Quality assurance should include peer review by structural engineers, verification runs using known monuments, and cross-checks against historical labor estimates. Reproducing published energy budgets for the Great Pyramid, for example, can validate your workflow before applying it to new projects.

Advanced Modeling Considerations

Real-world pyramids rarely involve perfectly uniform material or continuous ramps. Advanced models can integrate layer-by-layer density changes, discrete block handling, or traction limits on ramp surfaces. Finite element tools can couple structural stability with the energy model to ensure that partially constructed stages remain safe.
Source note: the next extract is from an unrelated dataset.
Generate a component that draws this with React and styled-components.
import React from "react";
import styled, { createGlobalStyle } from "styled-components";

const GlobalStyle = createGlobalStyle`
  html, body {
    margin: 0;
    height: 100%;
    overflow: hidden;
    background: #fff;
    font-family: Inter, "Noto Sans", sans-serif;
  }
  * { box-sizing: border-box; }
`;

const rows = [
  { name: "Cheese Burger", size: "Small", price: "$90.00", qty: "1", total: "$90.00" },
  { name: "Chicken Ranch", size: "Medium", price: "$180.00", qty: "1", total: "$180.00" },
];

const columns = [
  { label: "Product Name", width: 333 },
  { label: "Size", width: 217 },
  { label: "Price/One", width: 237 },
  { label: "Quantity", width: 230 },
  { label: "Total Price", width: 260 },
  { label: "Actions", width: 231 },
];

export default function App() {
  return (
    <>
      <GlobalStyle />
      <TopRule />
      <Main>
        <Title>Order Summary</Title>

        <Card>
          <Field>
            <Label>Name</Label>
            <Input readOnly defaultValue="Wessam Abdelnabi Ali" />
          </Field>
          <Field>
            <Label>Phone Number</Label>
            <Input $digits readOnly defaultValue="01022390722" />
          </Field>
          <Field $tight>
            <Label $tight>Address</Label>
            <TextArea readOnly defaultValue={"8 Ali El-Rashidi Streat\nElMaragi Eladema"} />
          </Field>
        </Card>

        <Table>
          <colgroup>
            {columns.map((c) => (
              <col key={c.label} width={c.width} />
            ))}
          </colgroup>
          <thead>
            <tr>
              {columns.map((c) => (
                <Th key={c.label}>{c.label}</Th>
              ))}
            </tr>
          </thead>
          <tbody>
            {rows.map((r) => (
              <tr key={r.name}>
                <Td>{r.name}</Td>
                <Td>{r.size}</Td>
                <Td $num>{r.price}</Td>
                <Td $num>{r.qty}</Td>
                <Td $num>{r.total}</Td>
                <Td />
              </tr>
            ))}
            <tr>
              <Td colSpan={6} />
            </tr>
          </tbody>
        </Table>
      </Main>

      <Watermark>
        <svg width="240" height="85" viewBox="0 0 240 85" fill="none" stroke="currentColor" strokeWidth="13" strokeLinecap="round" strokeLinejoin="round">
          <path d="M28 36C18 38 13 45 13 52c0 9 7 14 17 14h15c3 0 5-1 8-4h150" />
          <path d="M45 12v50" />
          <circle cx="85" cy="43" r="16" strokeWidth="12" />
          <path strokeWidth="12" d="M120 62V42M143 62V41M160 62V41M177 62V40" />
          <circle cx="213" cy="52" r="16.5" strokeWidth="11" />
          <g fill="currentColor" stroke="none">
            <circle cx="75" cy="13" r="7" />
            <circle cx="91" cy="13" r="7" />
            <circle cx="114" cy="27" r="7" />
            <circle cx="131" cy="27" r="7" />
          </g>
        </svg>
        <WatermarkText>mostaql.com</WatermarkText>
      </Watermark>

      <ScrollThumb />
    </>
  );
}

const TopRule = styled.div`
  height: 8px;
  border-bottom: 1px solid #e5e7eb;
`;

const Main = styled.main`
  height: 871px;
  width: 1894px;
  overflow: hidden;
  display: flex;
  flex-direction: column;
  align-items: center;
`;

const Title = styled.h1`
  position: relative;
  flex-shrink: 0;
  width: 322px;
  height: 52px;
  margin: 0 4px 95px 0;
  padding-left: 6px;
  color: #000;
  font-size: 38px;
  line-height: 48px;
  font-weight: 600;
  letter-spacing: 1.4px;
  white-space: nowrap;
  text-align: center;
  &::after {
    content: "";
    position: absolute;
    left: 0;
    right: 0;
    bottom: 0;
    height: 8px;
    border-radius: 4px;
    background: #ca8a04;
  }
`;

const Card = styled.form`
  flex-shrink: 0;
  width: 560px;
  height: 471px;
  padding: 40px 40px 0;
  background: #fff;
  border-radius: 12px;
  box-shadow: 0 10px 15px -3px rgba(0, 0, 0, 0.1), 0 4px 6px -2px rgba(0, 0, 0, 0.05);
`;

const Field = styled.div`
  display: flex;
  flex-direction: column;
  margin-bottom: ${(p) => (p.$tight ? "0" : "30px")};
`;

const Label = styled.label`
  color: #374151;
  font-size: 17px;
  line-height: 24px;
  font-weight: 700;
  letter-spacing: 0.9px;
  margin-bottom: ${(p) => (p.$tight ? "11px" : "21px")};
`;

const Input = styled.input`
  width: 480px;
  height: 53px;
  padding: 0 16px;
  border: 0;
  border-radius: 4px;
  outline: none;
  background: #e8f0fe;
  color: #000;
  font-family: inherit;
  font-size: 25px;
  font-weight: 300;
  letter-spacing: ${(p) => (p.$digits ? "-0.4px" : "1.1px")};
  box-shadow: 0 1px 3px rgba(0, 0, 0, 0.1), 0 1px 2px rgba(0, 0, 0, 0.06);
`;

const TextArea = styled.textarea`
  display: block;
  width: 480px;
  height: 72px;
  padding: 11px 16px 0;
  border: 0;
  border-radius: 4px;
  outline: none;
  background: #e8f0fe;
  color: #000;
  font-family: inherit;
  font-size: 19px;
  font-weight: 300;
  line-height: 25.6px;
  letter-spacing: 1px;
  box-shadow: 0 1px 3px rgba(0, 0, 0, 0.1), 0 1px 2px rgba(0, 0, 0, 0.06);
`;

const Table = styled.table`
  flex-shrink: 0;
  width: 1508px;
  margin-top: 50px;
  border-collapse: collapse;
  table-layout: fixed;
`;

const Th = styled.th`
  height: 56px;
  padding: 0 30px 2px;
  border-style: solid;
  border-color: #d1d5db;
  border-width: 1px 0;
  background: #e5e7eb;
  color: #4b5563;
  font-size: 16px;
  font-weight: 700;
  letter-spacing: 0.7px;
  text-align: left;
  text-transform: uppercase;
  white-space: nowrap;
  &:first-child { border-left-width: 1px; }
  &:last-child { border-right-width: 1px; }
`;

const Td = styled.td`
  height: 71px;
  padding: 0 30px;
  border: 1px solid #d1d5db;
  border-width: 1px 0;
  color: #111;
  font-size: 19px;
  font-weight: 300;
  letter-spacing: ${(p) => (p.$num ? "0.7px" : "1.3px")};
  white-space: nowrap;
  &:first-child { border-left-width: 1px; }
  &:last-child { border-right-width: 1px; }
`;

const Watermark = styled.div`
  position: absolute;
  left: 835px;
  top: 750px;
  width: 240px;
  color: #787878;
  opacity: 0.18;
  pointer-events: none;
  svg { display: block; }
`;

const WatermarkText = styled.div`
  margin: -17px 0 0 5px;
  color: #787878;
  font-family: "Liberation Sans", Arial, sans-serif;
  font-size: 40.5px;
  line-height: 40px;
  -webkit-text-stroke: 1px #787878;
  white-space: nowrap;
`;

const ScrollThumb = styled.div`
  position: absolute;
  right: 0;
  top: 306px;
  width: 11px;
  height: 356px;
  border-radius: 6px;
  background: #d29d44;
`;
Thermal modeling may also be required if equipment must operate in extreme temperatures, as is the case for lunar or desert projects.

Another layer of sophistication involves human factors. Anthropological studies of ancient workforces reveal endurance limits and rest cycles that affect efficiency. Modern projects might substitute robots or cranes, each with distinct power curves. Combining mechanical performance curves with the energy results provides a more nuanced picture of schedule feasibility and maintenance needs.

Conclusion

Calculating the work done on a pyramid is an exercise in disciplined physics and thoughtful project planning. By blending precise geometry, accurate material data, contextual gravity values, and realistic efficiency factors, engineers can forecast energy demand, size equipment, and benchmark historical feats. The calculator and methodology presented here offer a transparent, adaptable framework that professionals can tailor to monuments on Earth or ambitious extraterrestrial habitats.